Pull out every line from the listing that has the word "page".

Record extracts
========

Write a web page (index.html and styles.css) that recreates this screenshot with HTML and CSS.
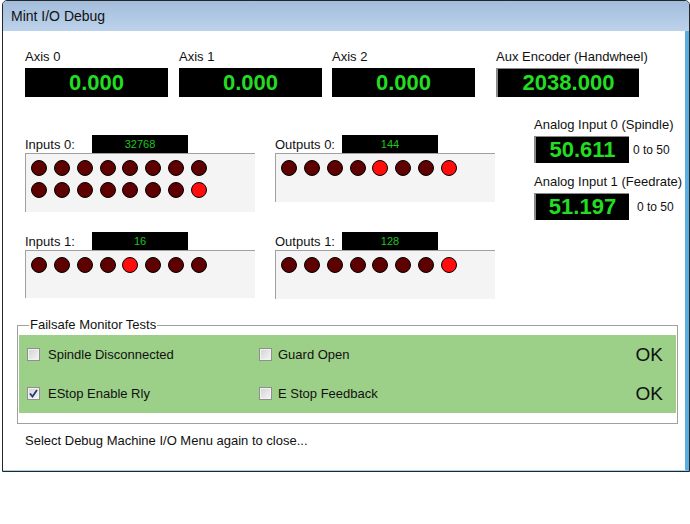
FILE: index.html
```html
<!DOCTYPE html>
<html lang="en">
<head>
    <meta charset="UTF-8">
    <title>Mint I/O Debug</title>
    <link rel="stylesheet" href="styles.css">
</head>
<body>
    <div class="window">
        <div class="titlebar">Mint I/O Debug</div>

        <div class="client">
            <!-- Axis positions -->
            <div class="axis-row">
                <div class="axis">
                    <div class="caption">Axis 0</div>
                    <div class="readout axis-value">0.000</div>
                </div>
                <div class="axis">
                    <div class="caption">Axis 1</div>
                    <div class="readout axis-value">0.000</div>
                </div>
                <div class="axis">
                    <div class="caption">Axis 2</div>
                    <div class="readout axis-value">0.000</div>
                </div>
                <div class="axis">
                    <div class="caption">Aux Encoder (Handwheel)</div>
                    <div class="readout axis-value sunken aux">2038.000</div>
                </div>
            </div>

            <div class="middle-row">
                <!-- Digital I/O -->
                <div class="io-grid">
                    <div class="io-block">
                        <div class="io-head">
                            <span class="io-label">Inputs 0:</span>
                            <span class="io-value">32768</span>
                        </div>
                        <div class="led-panel inputs tall">
                            <div class="led-row">
                                <span class="led"></span><span class="led"></span><span class="led"></span><span class="led"></span>
                                <span class="led"></span><span class="led"></span><span class="led"></span><span class="led"></span>
                            </div>
                            <div class="led-row">
                                <span class="led"></span><span class="led"></span><span class="led"></span><span class="led"></span>
                                <span class="led"></span><span class="led"></span><span class="led"></span><span class="led on"></span>
                            </div>
                        </div>
                    </div>
                    <div class="io-block">
                        <div class="io-head">
                            <span class="io-label">Outputs 0:</span>
                            <span class="io-value">144</span>
                        </div>
                        <div class="led-panel outputs">
                            <div class="led-row">
                                <span class="led"></span><span class="led"></span><span class="led"></span><span class="led"></span>
                                <span class="led on"></span><span class="led"></span><span class="led"></span><span class="led on"></span>
                            </div>
                        </div>
                    </div>
                    <div class="io-block">
                        <div class="io-head">
                            <span class="io-label">Inputs 1:</span>
                            <span class="io-value">16</span>
                        </div>
                        <div class="led-panel inputs">
                            <div class="led-row">
                                <span class="led"></span><span class="led"></span><span class="led"></span><span class="led"></span>
                                <span class="led on"></span><span class="led"></span><span class="led"></span><span class="led"></span>
                            </div>
                        </div>
                    </div>
                    <div class="io-block">
                        <div class="io-head">
                            <span class="io-label">Outputs 1:</span>
                            <span class="io-value">128</span>
                        </div>
                        <div class="led-panel outputs">
                            <div class="led-row">
                                <span class="led"></span><span class="led"></span><span class="led"></span><span class="led"></span>
                                <span class="led"></span><span class="led"></span><span class="led"></span><span class="led on"></span>
                            </div>
                        </div>
                    </div>
                </div>

                <!-- Analog inputs -->
                <div class="analog">
                    <div class="caption">Analog Input 0 (Spindle)</div>
                    <div class="analog-line">
                        <div class="readout sunken analog-value">50.611</div>
                        <span class="range">0 to 50</span>
                    </div>
                    <div class="caption second">Analog Input 1 (Feedrate)</div>
                    <div class="analog-line">
                        <div class="readout sunken analog-value">51.197</div>
                        <span class="range wide">0 to 50</span>
                    </div>
                </div>
            </div>

            <!-- Failsafe -->
            <fieldset class="failsafe">
                <legend>Failsafe Monitor Tests</legend>
                <div class="failsafe-body">
                    <label class="check"><span class="box"></span>Spindle Disconnected</label>
                    <label class="check narrow"><span class="box"></span>Guard Open</label>
                    <span class="status">OK</span>

                    <label class="check">
                        <span class="box">
                            <svg viewBox="0 0 9 9" width="9" height="9"><path d="M1 4.5 L3.5 7.5 L8 1" fill="none" stroke="#233a78" stroke-width="1.8"/></svg>
                        </span>EStop Enable Rly
                    </label>
                    <label class="check narrow"><span class="box"></span>E Stop Feedback</label>
                    <span class="status">OK</span>
                </div>
            </fieldset>

            <div class="footer-note">Select Debug Machine I/O Menu again to close...</div>
        </div>
    </div>
</body>
</html>
```

FILE: styles.css
```css
body {
    margin: 0;
    background: #fff;
    font-family: "Liberation Sans", Arial, sans-serif;
    color: #111;
}

.window {
    margin-left: 2px;
    width: 688px;
    height: 472px;
    box-sizing: border-box;
    border: 1px solid #262626;
    border-radius: 5px 5px 0 0;
    overflow: hidden;
    display: flex;
    flex-direction: column;
}

.titlebar {
    flex: none;
    height: 30px;
    line-height: 30px;
    padding-left: 8px;
    font-size: 14px;
    background: linear-gradient(#a2bddc, #bdd2ea);
}

.client {
    flex: 1;
    background: #fff;
    padding: 19px 0 0 22px;
    border-right: 4px solid #5aaee0;
    border-bottom: 1px solid #9fd0f0;
}

.caption {
    font-size: 13px;
    line-height: 14px;
    white-space: nowrap;
}

.readout {
    background: #000;
    color: #22dd22;
    font-weight: bold;
    text-align: center;
    box-sizing: border-box;
}

.sunken {
    border-left: 2px solid #8a8a8a;
    border-top: 1px solid #8a8a8a;
}

/* axis row */
.axis-row {
    display: grid;
    grid-template-columns: 154px 153px 164px 150px;
}

.axis-value {
    width: 143px;
    height: 29px;
    margin-top: 4px;
    font-size: 22px;
    line-height: 29px;
}

.axis-value.aux {
    width: 143px;
    line-height: 28px;
}

/* digital i/o + analog */
.middle-row {
    display: flex;
    margin-top: 21px;
}

.io-grid {
    margin-top: 17px;
    display: grid;
    grid-template-columns: 250px 220px;
    row-gap: 20px;
    align-items: start;
}

.io-head {
    display: flex;
    align-items: center;
    height: 18px;
}

.io-label {
    width: 67px;
    font-size: 13px;
}

.io-value {
    width: 96px;
    height: 18px;
    line-height: 18px;
    background: #000;
    color: #1fc41f;
    font-size: 11px;
    text-align: center;
}

.led-panel {
    box-sizing: border-box;
    background: #f4f4f4;
    border-top: 1px solid #a0a0a0;
    border-left: 1px solid #a0a0a0;
    padding: 6px 0 0 5px;
    display: flex;
    flex-direction: column;
    gap: 6px;
    height: 48px;
}

.led-panel.inputs {
    width: 230px;
}

.led-panel.outputs {
    width: 220px;
    height: 49px;
}

.led-panel.tall {
    height: 59px;
}

.led-row {
    display: flex;
    gap: 6.86px;
}

.led {
    width: 16px;
    height: 16px;
    box-sizing: border-box;
    border: 1px solid #000;
    border-radius: 50%;
    background: #5e0000;
}

.led.on {
    background: #ff0d0d;
}

.analog {
    margin-left: 39px;
}

.caption.second {
    margin-top: 12px;
}

.analog-line {
    display: flex;
    align-items: center;
    margin-top: 4px;
}

.analog-value {
    width: 95px;
    height: 27px;
    font-size: 22px;
    line-height: 26px;
}

.range {
    margin-left: 4px;
    font-size: 12px;
}

.range.wide {
    margin-left: 8px;
}

/* failsafe group */
.failsafe {
    margin: 19px 0 0 -8px;
    width: 661px;
    box-sizing: border-box;
    border: 1px solid #a0a0a0;
    padding: 3px 1px 10px 1px;
}

.failsafe legend {
    margin-left: 10px;
    padding: 0 1px;
    font-size: 13px;
    line-height: 14px;
}

.failsafe-body {
    background: #9ccf88;
    display: grid;
    grid-template-columns: 232px 1fr auto;
    grid-auto-rows: 39px;
    align-items: center;
    padding: 0 13px 0 8px;
}

.check {
    display: flex;
    align-items: center;
    gap: 8px;
    font-size: 13px;
}

.check.narrow {
    gap: 6px;
}

.box {
    width: 13px;
    height: 13px;
    box-sizing: border-box;
    border: 1px solid #8e8f8f;
    background: linear-gradient(135deg, #d2d2d2, #f6f6f6);
    box-shadow: inset 0 0 0 1px #f2f2f2;
    display: flex;
    align-items: center;
    justify-content: center;
}

.status {
    font-size: 19px;
    color: #111;
}

.footer-note {
    margin-top: 9px;
    font-size: 13px;
}
```
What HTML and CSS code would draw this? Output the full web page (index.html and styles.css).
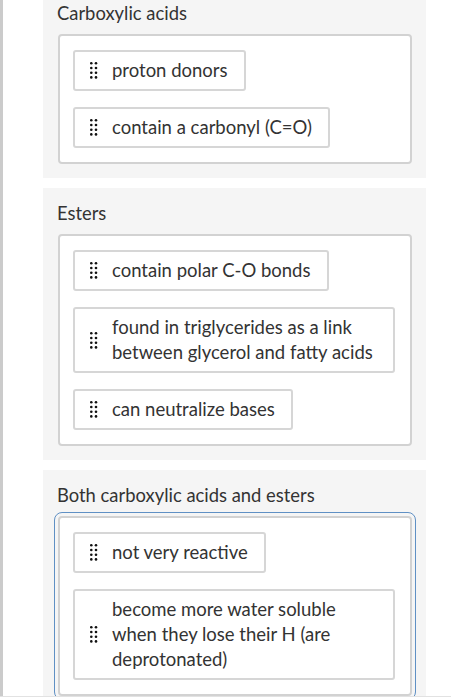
FILE: index.html
```html
<!DOCTYPE html>
<html>
<head>
<meta charset="utf-8">
<link rel="stylesheet" href="styles.css">
</head>
<body>
<div class="page">
  <div class="column">
    <section class="panel first">
      <div class="panel-title">Carboxylic acids</div>
      <div class="dropzone">
        <div class="item"><span class="grip"><svg viewBox="0 0 8 17" width="8" height="17"><g fill="#111"><circle cx="1.3" cy="1.3" r="1.3"/><circle cx="6" cy="1.3" r="1.3"/><circle cx="1.3" cy="6" r="1.3"/><circle cx="6" cy="6" r="1.3"/><circle cx="1.3" cy="10.7" r="1.3"/><circle cx="6" cy="10.7" r="1.3"/><circle cx="1.3" cy="15.4" r="1.3"/><circle cx="6" cy="15.4" r="1.3"/></g></svg></span><span class="label">proton donors</span></div>
        <div class="item"><span class="grip"><svg viewBox="0 0 8 17" width="8" height="17"><g fill="#111"><circle cx="1.3" cy="1.3" r="1.3"/><circle cx="6" cy="1.3" r="1.3"/><circle cx="1.3" cy="6" r="1.3"/><circle cx="6" cy="6" r="1.3"/><circle cx="1.3" cy="10.7" r="1.3"/><circle cx="6" cy="10.7" r="1.3"/><circle cx="1.3" cy="15.4" r="1.3"/><circle cx="6" cy="15.4" r="1.3"/></g></svg></span><span class="label">contain a carbonyl (C=O)</span></div>
      </div>
    </section>
    <section class="panel">
      <div class="panel-title">Esters</div>
      <div class="dropzone">
        <div class="item"><span class="grip"><svg viewBox="0 0 8 17" width="8" height="17"><g fill="#111"><circle cx="1.3" cy="1.3" r="1.3"/><circle cx="6" cy="1.3" r="1.3"/><circle cx="1.3" cy="6" r="1.3"/><circle cx="6" cy="6" r="1.3"/><circle cx="1.3" cy="10.7" r="1.3"/><circle cx="6" cy="10.7" r="1.3"/><circle cx="1.3" cy="15.4" r="1.3"/><circle cx="6" cy="15.4" r="1.3"/></g></svg></span><span class="label">contain polar C-O bonds</span></div>
        <div class="item wide"><span class="grip"><svg viewBox="0 0 8 17" width="8" height="17"><g fill="#111"><circle cx="1.3" cy="1.3" r="1.3"/><circle cx="6" cy="1.3" r="1.3"/><circle cx="1.3" cy="6" r="1.3"/><circle cx="6" cy="6" r="1.3"/><circle cx="1.3" cy="10.7" r="1.3"/><circle cx="6" cy="10.7" r="1.3"/><circle cx="1.3" cy="15.4" r="1.3"/><circle cx="6" cy="15.4" r="1.3"/></g></svg></span><span class="label">found in triglycerides as a link<br>between glycerol and fatty acids</span></div>
        <div class="item"><span class="grip"><svg viewBox="0 0 8 17" width="8" height="17"><g fill="#111"><circle cx="1.3" cy="1.3" r="1.3"/><circle cx="6" cy="1.3" r="1.3"/><circle cx="1.3" cy="6" r="1.3"/><circle cx="6" cy="6" r="1.3"/><circle cx="1.3" cy="10.7" r="1.3"/><circle cx="6" cy="10.7" r="1.3"/><circle cx="1.3" cy="15.4" r="1.3"/><circle cx="6" cy="15.4" r="1.3"/></g></svg></span><span class="label">can neutralize bases</span></div>
      </div>
    </section>
    <section class="panel">
      <div class="panel-title">Both carboxylic acids and esters</div>
      <div class="dropzone focused">
        <div class="item"><span class="grip"><svg viewBox="0 0 8 17" width="8" height="17"><g fill="#111"><circle cx="1.3" cy="1.3" r="1.3"/><circle cx="6" cy="1.3" r="1.3"/><circle cx="1.3" cy="6" r="1.3"/><circle cx="6" cy="6" r="1.3"/><circle cx="1.3" cy="10.7" r="1.3"/><circle cx="6" cy="10.7" r="1.3"/><circle cx="1.3" cy="15.4" r="1.3"/><circle cx="6" cy="15.4" r="1.3"/></g></svg></span><span class="label">not very reactive</span></div>
        <div class="item wide"><span class="grip"><svg viewBox="0 0 8 17" width="8" height="17"><g fill="#111"><circle cx="1.3" cy="1.3" r="1.3"/><circle cx="6" cy="1.3" r="1.3"/><circle cx="1.3" cy="6" r="1.3"/><circle cx="6" cy="6" r="1.3"/><circle cx="1.3" cy="10.7" r="1.3"/><circle cx="6" cy="10.7" r="1.3"/><circle cx="1.3" cy="15.4" r="1.3"/><circle cx="6" cy="15.4" r="1.3"/></g></svg></span><span class="label">become more water soluble<br>when they lose their H (are<br>deprotonated)</span></div>
      </div>
    </section>
  </div>
</div>
</body>
</html>
```
FILE: styles.css
```css
html, body {
  margin: 0;
  padding: 0;
  background: #fff;
}
body {
  font-family: Lato, "Open Sans", sans-serif;
  color: #333;
}
.page {
  height: 696px;
  overflow: hidden;
  border-bottom: 1px solid #e2e2e2;
}
.column {
  border-left: 3px solid #cbcbcb;
  height: 100%;
  box-sizing: border-box;
  padding-left: 40px;
  width: 426px;
  display: flex;
  flex-direction: column;
  gap: 10px;
}
.panel {
  background: #f5f5f5;
  padding: 14px 14px 14px 14px;
  flex: none;
}
.panel.first {
  margin-top: -12px;
}
.panel-title {
  font-size: 18.4px;
  line-height: 22px;
  margin-bottom: 10px;
}
.dropzone {
  background: #fff;
  border: 2px solid #d2d2d2;
  border-radius: 4px;
  padding: 14px 15px 14px 13px;
  margin-left: 1px;
  display: flex;
  flex-direction: column;
  align-items: flex-start;
  gap: 16px;
}
.dropzone.focused {
  outline: 1px solid #5f90c4;
  outline-offset: 3px;
  border-radius: 4px;
}
.item {
  display: flex;
  align-items: center;
  background: #fff;
  border: 2px solid #d6d6d6;
  border-radius: 3px;
  padding: 6px 16px 6px 15px;
  font-size: 18.5px;
  line-height: 25px;
}
.item.wide {
  align-self: stretch;
}
.grip {
  display: flex;
  flex: none;
  margin-right: 14px;
}
.label {
  display: block;
}
```
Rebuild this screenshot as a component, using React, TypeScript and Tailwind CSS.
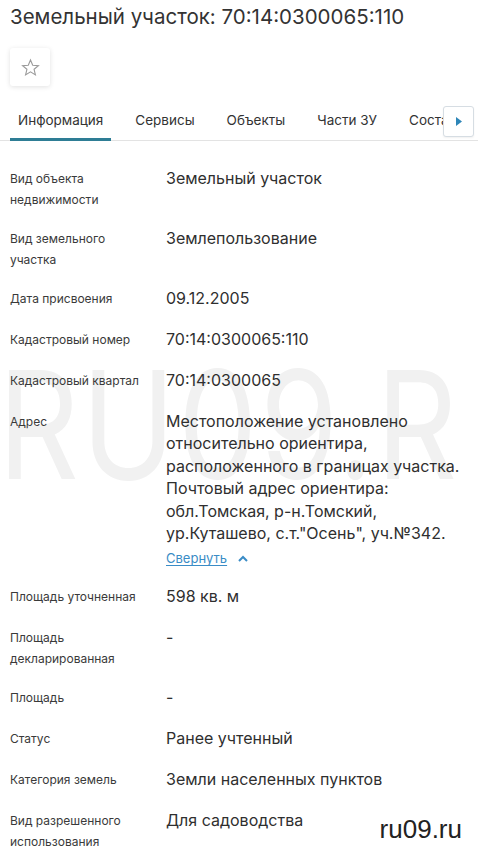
import React from "react";

const rows: { label: string; value: string }[] = [
  { label: "Вид объекта недвижимости", value: "Земельный участок" },
  { label: "Вид земельного участка", value: "Землепользование" },
  { label: "Дата присвоения", value: "09.12.2005" },
  { label: "Кадастровый номер", value: "70:14:0300065:110" },
  { label: "Кадастровый квартал", value: "70:14:0300065" },
];

const rowsAfter: { label: string; value: string }[] = [
  { label: "Площадь уточненная", value: "598 кв. м" },
  { label: "Площадь декларированная", value: "-" },
  { label: "Площадь", value: "-" },
  { label: "Статус", value: "Ранее учтенный" },
  { label: "Категория земель", value: "Земли населенных пунктов" },
  { label: "Вид разрешенного использования", value: "Для садоводства" },
];

const tabs = ["Информация", "Сервисы", "Объекты", "Части ЗУ", "Состав"];

function Row({ label, children }: { label: string; children: React.ReactNode }) {
  return (
    <div className="flex min-h-[41px] pb-[16px]">
      <div className="w-[156px] shrink-0 pr-4 pt-[2px] text-[12px] leading-[21px] text-[#3a3a3a]">
        {label}
      </div>
      <div className="flex-1 pt-[1px] text-[16px] leading-[22px] text-[#2f2f2f]">{children}</div>
    </div>
  );
}

export default function App() {
  return (
    <div className="relative h-[857px] w-[478px] overflow-hidden bg-white font-['Inter',sans-serif]">
      {/* watermark */}
      <div className="pointer-events-none absolute left-[-2px] top-[345px] origin-left scale-x-[0.84] select-none whitespace-nowrap text-[150px] font-normal leading-[160px] tracking-[3px] text-[#f1f1f1]">
        RU09.R
      </div>

      <div className="relative px-[10px]">
        <h1 className="pt-[2px] text-[20.5px] leading-[30px] text-[#333]">
          Земельный участок: 70:14:0300065:110
        </h1>

        <div className="mt-[16px] flex h-[38px] w-[40px] items-center justify-center rounded-[3px] bg-white shadow-[0_1px_5px_rgba(0,0,0,0.12)]">
          <svg width="19" height="19" viewBox="0 0 24 24" fill="none" stroke="#9a9a9a" strokeWidth="1.4" strokeLinejoin="miter">
            <polygon points="12,2.5 14.8,9.2 22,9.7 16.5,14.3 18.2,21.3 12,17.5 5.8,21.3 7.5,14.3 2,9.7 9.2,9.2" />
          </svg>
        </div>

        <div className="relative -mx-[10px] mt-[18px] border-b border-[#e3e3e3]">
          <div className="flex h-[36px] items-start gap-[16px] pl-[10px] text-[13.5px] text-[#333]">
            {tabs.map((t, i) => (
              <div
                key={t}
                className={
                  i === 0
                    ? "shrink-0 border-b-[3px] border-[#2e7d95] px-[8px] pt-[6px] pb-[8px]"
                    : "shrink-0 px-[8px] pt-[6px] pb-[8px]"
                }
              >
                {t}
              </div>
            ))}
          </div>
          <div className="absolute right-[4px] top-[2px] flex h-[31px] w-[31px] items-center justify-center rounded-[3px] border border-[#d6dde3] bg-white shadow-[0_1px_2px_rgba(0,0,0,0.06)]">
            <svg width="6" height="9" viewBox="0 0 6 9">
              <polygon points="0,0 6,4.5 0,9" fill="#2e86b8" />
            </svg>
          </div>
        </div>

        <div className="mt-[25px]">
          {rows.map((r) => (
            <Row key={r.label} label={r.label}>
              {r.value}
            </Row>
          ))}
          <div className="flex pb-[16px]">
            <div className="w-[156px] shrink-0 pr-4 pt-[2px] text-[12px] leading-[21px] text-[#3a3a3a]">Адрес</div>
            <div className="flex-1 pt-[1px] text-[16px] leading-[22.4px] text-[#2f2f2f]">
              <div>
                Местоположение установлено относительно ориентира, расположенного в границах участка.
                Почтовый адрес ориентира: обл.Томская, р-н.Томский, ур.Куташево, с.т."Осень", уч.№342.
              </div>
              <div className="mt-[4px] flex items-center gap-[11px] text-[13px] leading-[20px] text-[#3a8cc6]">
                <span className="underline underline-offset-2">Свернуть</span>
                <svg width="10" height="7" viewBox="0 0 10 7" fill="none" stroke="#3a8cc6" strokeWidth="2">
                  <polyline points="1,6 5,2 9,6" />
                </svg>
              </div>
            </div>
          </div>
          {rowsAfter.map((r) => (
            <Row key={r.label} label={r.label}>
              {r.value}
            </Row>
          ))}
        </div>
      </div>

      <div className="absolute right-[16px] top-[813px] font-['Liberation_Sans',sans-serif] text-[26px] leading-[32px] text-[#222]">
        ru09.ru
      </div>
    </div>
  );
}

========

The output
Write a web page (index.html and styles.css) that recreates this screenshot with HTML and CSS.
What HTML and CSS code would draw this? Output the full web page (index.html and styles.css).
<div class="page">
.page {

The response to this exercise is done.